— Task goal —
Select from the data all lines with the word "index".
── Recorded data
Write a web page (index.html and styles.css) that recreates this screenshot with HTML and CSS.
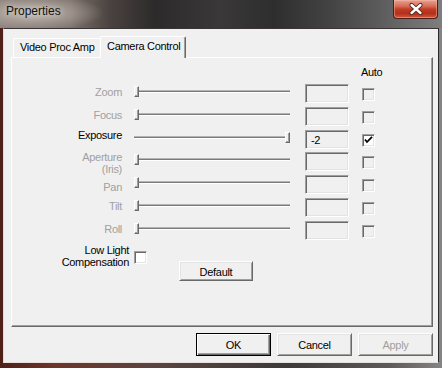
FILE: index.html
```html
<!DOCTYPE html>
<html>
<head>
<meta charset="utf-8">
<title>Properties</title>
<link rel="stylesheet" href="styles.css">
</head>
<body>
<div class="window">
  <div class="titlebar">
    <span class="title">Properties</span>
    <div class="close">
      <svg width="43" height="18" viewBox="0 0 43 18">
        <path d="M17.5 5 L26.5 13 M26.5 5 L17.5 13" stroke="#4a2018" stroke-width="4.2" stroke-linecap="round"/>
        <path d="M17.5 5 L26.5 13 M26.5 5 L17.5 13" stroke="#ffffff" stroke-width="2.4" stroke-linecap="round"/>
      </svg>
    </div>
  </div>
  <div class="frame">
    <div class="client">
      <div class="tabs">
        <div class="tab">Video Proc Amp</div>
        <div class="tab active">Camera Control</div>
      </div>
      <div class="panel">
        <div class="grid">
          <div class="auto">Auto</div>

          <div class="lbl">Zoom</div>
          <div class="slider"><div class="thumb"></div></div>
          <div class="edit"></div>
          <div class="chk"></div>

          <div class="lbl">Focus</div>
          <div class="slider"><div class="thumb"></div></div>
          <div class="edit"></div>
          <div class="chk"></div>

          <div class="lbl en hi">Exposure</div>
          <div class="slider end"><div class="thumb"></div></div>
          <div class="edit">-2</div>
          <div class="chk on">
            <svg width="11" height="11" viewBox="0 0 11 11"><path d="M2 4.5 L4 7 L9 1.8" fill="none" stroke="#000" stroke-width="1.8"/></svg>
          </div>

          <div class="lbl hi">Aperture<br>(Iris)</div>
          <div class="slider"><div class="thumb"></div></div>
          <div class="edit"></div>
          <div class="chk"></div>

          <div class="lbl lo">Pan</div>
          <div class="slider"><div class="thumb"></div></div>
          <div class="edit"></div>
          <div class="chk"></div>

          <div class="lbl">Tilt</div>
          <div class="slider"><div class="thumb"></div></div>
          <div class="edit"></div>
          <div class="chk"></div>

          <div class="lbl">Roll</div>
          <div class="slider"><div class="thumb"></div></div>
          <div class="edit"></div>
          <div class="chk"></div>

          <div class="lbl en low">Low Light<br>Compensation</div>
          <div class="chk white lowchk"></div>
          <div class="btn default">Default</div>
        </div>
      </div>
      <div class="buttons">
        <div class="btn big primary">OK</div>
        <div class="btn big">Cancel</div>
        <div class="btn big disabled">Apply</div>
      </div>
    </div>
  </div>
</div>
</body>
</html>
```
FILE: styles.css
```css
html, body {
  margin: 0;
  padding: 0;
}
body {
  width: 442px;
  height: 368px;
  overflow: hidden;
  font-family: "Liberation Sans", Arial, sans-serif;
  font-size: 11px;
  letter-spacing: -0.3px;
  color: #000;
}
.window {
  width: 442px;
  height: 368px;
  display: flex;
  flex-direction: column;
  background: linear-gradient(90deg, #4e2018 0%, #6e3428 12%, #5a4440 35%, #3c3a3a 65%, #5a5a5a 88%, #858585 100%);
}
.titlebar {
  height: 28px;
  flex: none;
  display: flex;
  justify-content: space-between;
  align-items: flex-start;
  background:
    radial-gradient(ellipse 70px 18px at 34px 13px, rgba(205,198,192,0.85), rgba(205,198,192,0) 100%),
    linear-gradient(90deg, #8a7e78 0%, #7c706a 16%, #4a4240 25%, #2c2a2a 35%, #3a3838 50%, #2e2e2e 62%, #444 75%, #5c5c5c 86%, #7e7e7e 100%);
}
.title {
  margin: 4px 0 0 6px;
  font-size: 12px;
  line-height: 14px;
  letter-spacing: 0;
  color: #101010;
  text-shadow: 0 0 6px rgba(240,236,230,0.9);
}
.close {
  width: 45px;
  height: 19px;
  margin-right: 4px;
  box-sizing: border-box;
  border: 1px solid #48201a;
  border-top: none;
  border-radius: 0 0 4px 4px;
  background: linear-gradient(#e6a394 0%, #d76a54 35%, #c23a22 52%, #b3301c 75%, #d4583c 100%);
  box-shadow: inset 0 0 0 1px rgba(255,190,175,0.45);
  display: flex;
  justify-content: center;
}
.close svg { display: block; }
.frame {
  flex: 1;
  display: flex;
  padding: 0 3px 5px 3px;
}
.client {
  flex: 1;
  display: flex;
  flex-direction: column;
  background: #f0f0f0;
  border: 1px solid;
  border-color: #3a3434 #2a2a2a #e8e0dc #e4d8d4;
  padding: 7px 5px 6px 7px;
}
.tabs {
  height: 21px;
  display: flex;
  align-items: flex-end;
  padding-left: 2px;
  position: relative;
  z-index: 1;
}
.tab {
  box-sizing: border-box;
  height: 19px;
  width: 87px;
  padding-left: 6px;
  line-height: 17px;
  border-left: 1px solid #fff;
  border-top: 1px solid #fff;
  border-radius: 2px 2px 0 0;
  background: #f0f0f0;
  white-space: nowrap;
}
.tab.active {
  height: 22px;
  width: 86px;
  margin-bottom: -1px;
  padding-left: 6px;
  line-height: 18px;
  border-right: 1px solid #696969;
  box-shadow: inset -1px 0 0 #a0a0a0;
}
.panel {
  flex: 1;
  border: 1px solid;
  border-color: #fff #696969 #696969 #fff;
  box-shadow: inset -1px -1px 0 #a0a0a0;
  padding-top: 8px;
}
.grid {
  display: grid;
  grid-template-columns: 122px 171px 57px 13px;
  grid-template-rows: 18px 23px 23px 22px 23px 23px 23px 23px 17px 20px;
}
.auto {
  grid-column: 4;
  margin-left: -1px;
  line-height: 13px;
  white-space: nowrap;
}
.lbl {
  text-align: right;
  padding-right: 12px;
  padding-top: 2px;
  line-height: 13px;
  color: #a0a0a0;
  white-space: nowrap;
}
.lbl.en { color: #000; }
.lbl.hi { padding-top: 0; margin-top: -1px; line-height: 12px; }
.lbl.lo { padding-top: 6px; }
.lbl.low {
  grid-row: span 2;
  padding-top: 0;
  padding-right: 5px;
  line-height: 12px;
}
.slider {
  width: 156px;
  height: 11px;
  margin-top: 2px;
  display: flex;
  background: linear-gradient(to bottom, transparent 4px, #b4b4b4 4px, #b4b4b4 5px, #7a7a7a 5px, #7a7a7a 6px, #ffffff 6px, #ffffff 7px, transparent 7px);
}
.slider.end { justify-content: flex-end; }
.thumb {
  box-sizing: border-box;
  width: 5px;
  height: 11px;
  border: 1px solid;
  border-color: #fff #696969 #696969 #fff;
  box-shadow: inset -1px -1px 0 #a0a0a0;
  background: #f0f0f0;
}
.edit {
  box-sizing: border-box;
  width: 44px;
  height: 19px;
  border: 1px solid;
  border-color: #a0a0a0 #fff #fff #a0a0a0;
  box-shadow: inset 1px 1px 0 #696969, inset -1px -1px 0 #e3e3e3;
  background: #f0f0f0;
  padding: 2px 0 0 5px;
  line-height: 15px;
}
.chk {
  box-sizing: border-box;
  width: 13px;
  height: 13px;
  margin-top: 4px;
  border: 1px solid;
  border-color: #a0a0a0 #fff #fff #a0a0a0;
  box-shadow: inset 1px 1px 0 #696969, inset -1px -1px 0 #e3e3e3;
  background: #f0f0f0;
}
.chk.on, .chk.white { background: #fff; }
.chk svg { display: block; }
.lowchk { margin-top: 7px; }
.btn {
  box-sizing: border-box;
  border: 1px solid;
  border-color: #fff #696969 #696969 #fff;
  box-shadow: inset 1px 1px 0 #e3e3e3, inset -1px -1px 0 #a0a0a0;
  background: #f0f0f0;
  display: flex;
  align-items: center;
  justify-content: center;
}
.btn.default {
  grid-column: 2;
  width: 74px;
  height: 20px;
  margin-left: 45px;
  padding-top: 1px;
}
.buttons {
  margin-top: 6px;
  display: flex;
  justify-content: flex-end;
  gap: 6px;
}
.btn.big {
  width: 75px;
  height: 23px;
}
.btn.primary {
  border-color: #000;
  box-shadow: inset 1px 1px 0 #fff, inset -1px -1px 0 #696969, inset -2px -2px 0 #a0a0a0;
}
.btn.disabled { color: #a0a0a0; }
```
────
— Reply to the task —
Write a web page (index.html and styles.css) that recreates this screenshot with HTML and CSS.
FILE: index.html
  z-index: 1;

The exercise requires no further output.